Hey friend! This problem looks a little tricky at first, but let's break it down using some cool tricks we learned!

First, let's look at the top part of the fraction: $(\sin x+\cos x)^{2}$.
Remember our basic identity, $(a+b)^2 = a^2 + b^2 + 2ab$?
So, $(\sin x+\cos x)^{2} = \sin^2 x + \cos^2 x + 2\sin x \cos x$.
We also know that $\sin^2 x + \cos^2 x = 1$ (that's super helpful!).
And another cool trick is $2\sin x \cos x = \sin 2x$.
So, the top part simplifies to $1 + \sin 2x$. Easy peasy!

Now, let's look at the bottom part: $\sqrt{1+\sin 2 x}$.
Wait a minute! We just found out that $1 + \sin 2x$ is the same as $(\sin x+\cos x)^{2}$!
So, the bottom part becomes $\sqrt{(\sin x+\cos x)^{2}}$.
When you have $\sqrt{a^2}$, it usually simplifies to $|a|$ (the absolute value of a). So, it's $|\sin x+\cos x|$.

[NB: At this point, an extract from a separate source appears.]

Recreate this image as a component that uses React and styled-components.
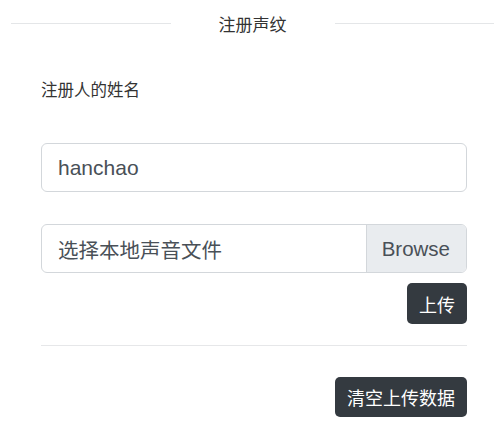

Now, let's think about the range of $x$ for our problem: from $0$ to $\pi/2$.
In this range, both $\sin x$ and $\cos x$ are positive or zero. For example, $\sin 0 = 0$, $\sin \pi/2 = 1$, $\cos 0 = 1$, $\cos \pi/2 = 0$.
So, $\sin x + \cos x$ will always be a positive number in this range.
That means $|\sin x+\cos x|$ is just $\sin x+\cos x$ because it's already positive!

So, the whole fraction becomes $\frac{(\sin x+\cos x)^{2}}{\sin x+\cos x}$.
This is like having $\frac{A^2}{A}$ which simplifies to $A$, as long as $A$ is not zero!
Here, $A = \sin x+\cos x$. Since $\sin x+\cos x$ is not zero in our range (it's always positive), we can simplify it to just $\sin x+\cos x$.

Now, our big scary integral problem has become super simple:
$I=\int_{0}^{\pi / 2} (\sin x+\cos x) d x$

Time for the last step: finding the integral!
We know that the integral of $\sin x$ is $-\cos x$.
And the integral of $\cos x$ is $\sin x$.
So, the integral is $[ -\cos x + \sin x ]$ evaluated from $0$ to $\pi/2$.

Let's plug in the top limit ($\pi/2$):
$-\cos(\pi/2) + \sin(\pi/2) = -0 + 1 = 1$.

Now, plug in the bottom limit ($0$):
$-\cos(0) + \sin(0) = -1 + 0 = -1$.

Finally, subtract the bottom limit's value from the top limit's value:
$1 - (-1) = 1 + 1 = 2$.

And there you have it! The value of $I$ is 2. See, it wasn't so hard once we broke it down!